Know Your Financial Timeline

When investing, you want to be realistic about how long it will take to reach your goals. It is easy to get excited about investing and forget that it will take time for your money to mature. Depending on what you invest in and how quickly your funds grow, it could take years or even decades to reach the finish line. This is important because it will affect the types of investments you choose. If you are saving up for a car, a house, or a family vacation, you will have a very different timeline than if you are trying to save up for retirement in 30 years.

Discover Your Risk Tolerance

Before researching specific investment options, you must be honest about your risk tolerance. Are you the type of person who panics when the stock market takes a dip? Or are you someone who feels more at ease when taking on a little more risk in exchange for a bigger reward? You will want to be honest about your risk tolerance because it will significantly impact your investments. You may be able to achieve your goals faster with higher-risk investments. Or you may need to take a more conservative approach to keep yourself from panicking when the market takes a nosedive.

Research The Best Investment Options For You

Once you have an idea of what you want to achieve and your timeline, you can start researching the best investment options.

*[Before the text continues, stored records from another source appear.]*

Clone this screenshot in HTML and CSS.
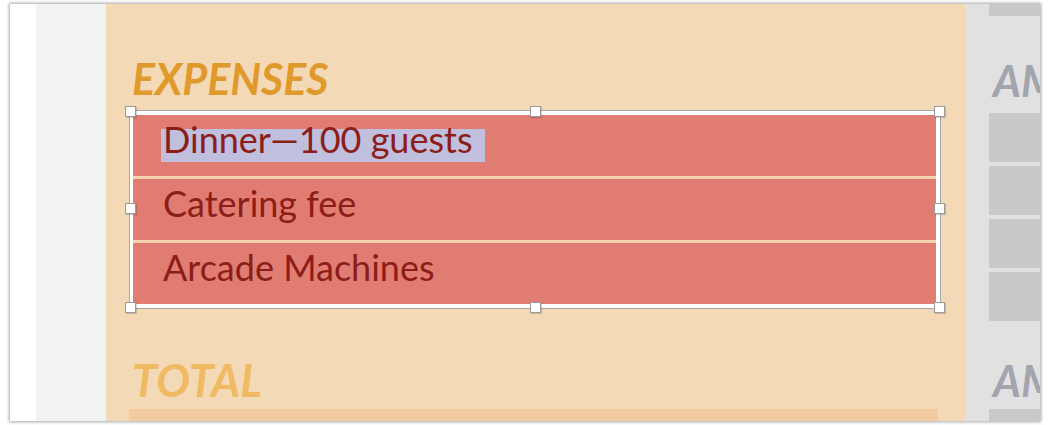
FILE: index.html
```html
<!DOCTYPE html>
<html>
<head>
<meta charset="utf-8">
<link rel="stylesheet" href="styles.css">
</head>
<body>
<div class="window">
  <div class="strip-white"></div>
  <div class="strip-gray"></div>
  <div class="sheet">
    <h2 class="heading expenses">EXPENSES</h2>
    <div class="frame">
      <div class="rows">
        <div class="row"><span class="sel">Dinner—100 guests</span></div>
        <div class="row">Catering fee</div>
        <div class="row">Arcade Machines</div>
      </div>
      <span class="handle h-tl"></span>
      <span class="handle h-tm"></span>
      <span class="handle h-tr"></span>
      <span class="handle h-ml"></span>
      <span class="handle h-mr"></span>
      <span class="handle h-bl"></span>
      <span class="handle h-bm"></span>
      <span class="handle h-br"></span>
    </div>
    <h2 class="heading total">TOTAL</h2>
    <div class="total-bar"></div>
  </div>
  <div class="side">
    <div class="side-inner">
      <div class="blk blk-top"></div>
      <div class="am am-1">AM</div>
      <div class="blk-list">
        <div class="blk"></div>
        <div class="blk"></div>
        <div class="blk"></div>
        <div class="blk"></div>
      </div>
      <div class="am am-2">AM</div>
      <div class="blk blk-bottom"></div>
    </div>
  </div>
</div>
</body>
</html>
```

FILE: styles.css
```css
html, body {
  margin: 0;
  padding: 0;
  background: #ffffff;
  width: 1050px;
  height: 425px;
  overflow: hidden;
}
body {
  padding: 4px 0 0 10px;
  box-sizing: border-box;
}
.window {
  width: 1030px;
  height: 417px;
  display: flex;
  overflow: hidden;
  box-shadow: 0 0 3px 1px rgba(0,0,0,0.35);
  font-family: Lato, "Open Sans", sans-serif;
}
.strip-white {
  width: 26px;
  background: #ffffff;
  flex: none;
}
.strip-gray {
  width: 70px;
  background: #f1f2f2;
  flex: none;
}
.sheet {
  width: 859px;
  flex: none;
  background: #f4d9b7;
  padding: 0 0 0 23px;
  box-sizing: border-box;
  display: flex;
  flex-direction: column;
}
.sheet > * {
  flex: none;
}
.heading {
  margin: 0;
  font-weight: 700;
  font-style: italic;
  padding-left: 3px;
}
.expenses {
  color: #e09a2b;
  font-size: 43px;
  line-height: 44px;
  margin-top: 53px;
  margin-bottom: 9px;
}
.total {
  color: #f0ba62;
  font-size: 45px;
  line-height: 46px;
  margin-top: 48px;
  margin-bottom: 6px;
}
.frame {
  position: relative;
  width: 812px;
  height: 199px;
  box-sizing: border-box;
  border: 1px solid #a8a8a8;
  background: #ffffff;
  padding: 4px 4px 4px 3px;
}
.rows {
  height: 100%;
  display: flex;
  flex-direction: column;
  gap: 3px;
  background: #f6d4ad;
}
.row {
  flex: 1;
  position: relative;
  z-index: 0;
  background: #e07c71;
  color: #8c1d18;
  font-size: 36px;
  line-height: 36px;
  padding: 6px 0 0 30px;
  box-sizing: border-box;
}
.sel {
  position: relative;
}
.sel::before {
  content: "";
  position: absolute;
  left: -2px;
  right: -12px;
  top: 12px;
  height: 33px;
  background: #c0bfdd;
  z-index: -1;
}
.handle {
  position: absolute;
  width: 9px;
  height: 9px;
  background: #ffffff;
  border: 1px solid #9a9a9a;
  box-shadow: 1px 1px 1px rgba(0,0,0,0.15);
}
.h-tl { left: -5px; top: -5px; }
.h-tm { left: 400px; top: -5px; }
.h-tr { right: -5px; top: -5px; }
.h-ml { left: -5px; top: 92px; }
.h-mr { right: -5px; top: 92px; }
.h-bl { left: -5px; bottom: -5px; }
.h-bm { left: 400px; bottom: -5px; }
.h-br { right: -5px; bottom: -5px; }
.total-bar {
  width: 809px;
  height: 20px;
  background: #f2cba0;
}
.side {
  flex: 1;
  background: #e1e1e1;
  padding-left: 24px;
  overflow: hidden;
}
.side-inner {
  display: flex;
  flex-direction: column;
}
.side-inner > * {
  flex: none;
}
.blk {
  background: #c9c9c9;
  height: 49px;
}
.blk-top {
  height: 12px;
}
.blk-list {
  display: flex;
  flex-direction: column;
  gap: 4px;
}
.am {
  color: #a2a4ae;
  font-weight: 700;
  font-style: italic;
  font-size: 43px;
  line-height: 44px;
  padding-left: 4px;
  white-space: nowrap;
}
.am-1 {
  margin-top: 43px;
  margin-bottom: 10px;
}
.am-2 {
  margin-top: 38px;
  margin-bottom: 6px;
}
.blk-bottom {
  height: 20px;
}
```
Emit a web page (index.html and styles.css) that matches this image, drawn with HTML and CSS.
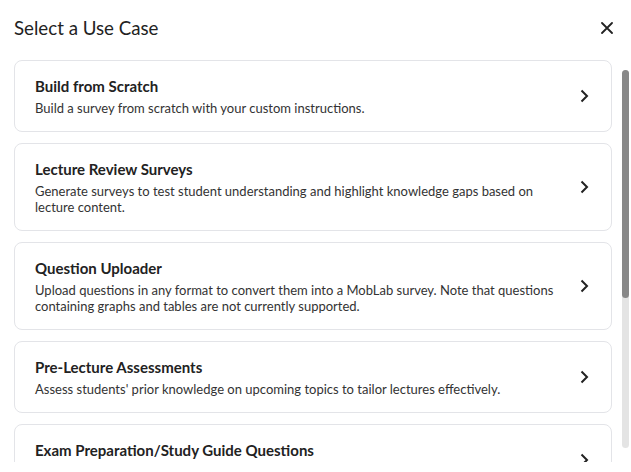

You could put your money in a savings account at the bank and call it a day. But to grow your money as quickly as possible, you must look at other options.

When researching investment options, you want to find a way to invest that meets your current needs and goals. For example, if you are saving for a house, you may consider a retirement account, like a 401(k) or a Roth IRA. Roth IRAs are attractive because you can withdraw your funding anytime without paying any penalties. A 401(k) has a 10% for early withdrawal before you are 59 and a half.

Know Your Tax Obligations

Finally, you need to know your tax obligations. You will get a tax break if you put money into a retirement or a 529 college savings account. But once it is withdrawn, it will be taxed as income. You will have to pay taxes on this money in the year you withdraw it. If you are looking to invest in stocks and make a lot of money quickly, you need to be aware that taxes are likely higher than if you put your money in a retirement account. That is because stocks are taxed as a capital gain, which is taxed at a higher rate than income. Suppose you are investing for the first time, especially with cryptocurrency. In that case, you might want to get specialist tax advice from an expert or a crypto accountant who can give you more insight before you invest.

Bottom Line

The sooner you start investing, the more time your money has to grow, and the closer you reach your goals. Investing isn’t just for rich people. Many people who earn a regular salary can start investing with as little as $50. Investing isn’t easy, but it is simple. If you want to make more money, you must put more money toward your goals.